Most of these thoughts are not my own but rather a collection from others who have a greater depth of knowledge of this subject. This is simply a short and OVERLY incomplete recap through the eyes of an engineer.
I've come to learn a main concern in our economic structure resides in the ineffectiveness of its wealth distribution. Spoils of wealth generation are vastly concentrated in the hands of a few while everyone else stacks up at zero. Is this good? Is this bad? What do we do about this? I'd like to address a few ideas I consider to be general misconceptions regarding this distribution inefficiency. I hope to lay out some of my confusion regarding the matter. If I am illogical in any way, please inform me by submitting an issue. Consider the additional topics without commentary further below.
My intention is not to claim a higher interest in capitalism or socialism, and certainly not to be political. In fact, after considering these thoughts, it could seem as though I favor socialism more than those who despise capitalism and that I favor capitalism more than those who despise socialism. I hope to avoid this.
We have to distinguish between different methods of wealth accumulation: quantity of income and quantity of project ownership.
We also have to distinguish between different types of income: salary and one-off gains.
Income:
The methods by which salaries within project structures are quantified are debatable. Wealth differentials between few executives and many workers tend to be high and result in vast differences in access to opportunity. I see the meaning of a salary for a role carried in a project is to ensure longevity of participation of a worker in the project.

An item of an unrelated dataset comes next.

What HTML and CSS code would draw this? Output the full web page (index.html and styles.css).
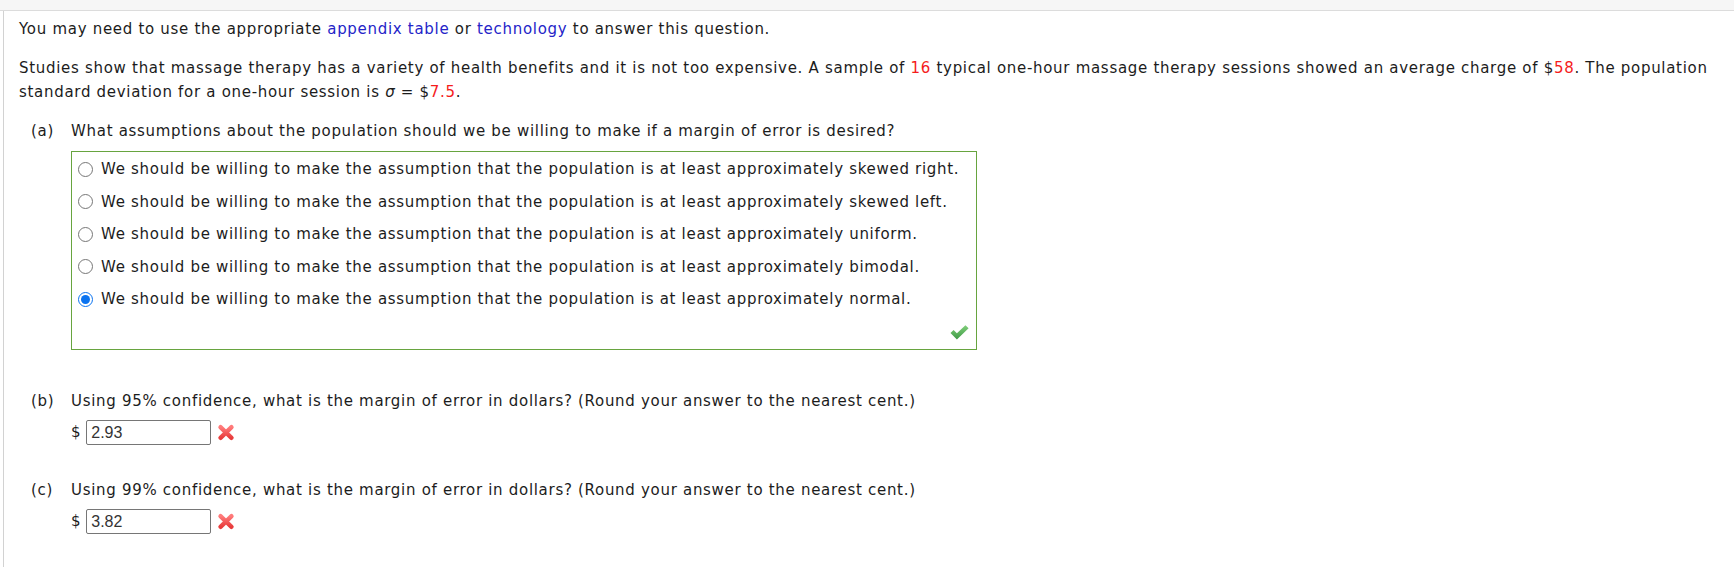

Worker overturn is not beneficial for project efficiency considering investment in training and cohesiveness of morale. It is also burdensome for workers to endure uncertainty in financial stability and further livelihood shock.
A salary can be considered too low if, of course, basic needs of living are not met, but also if access to spending opportunities are diminished. Diminished opportunities, though indeterminate, can have drastic effects on workers' home lives and relative cultures. I would argue diminished opportunities for workers also have an effect on the performance of the project from which a salary is earned. Project performance is dependent on worker performance which is significantly influenced by salary waged. A general principle here is to consider a single salary is to be sufficient for the livelihood of a worker, just as a single worker per project role is sufficient for a project to depend. Dependency on multiple salaries is moot if we're discussing effectiveness of worker to project relations. Multiple salaried projects per worker can only diminish worker performance if we're quantifying performance ability relative to time available to perform.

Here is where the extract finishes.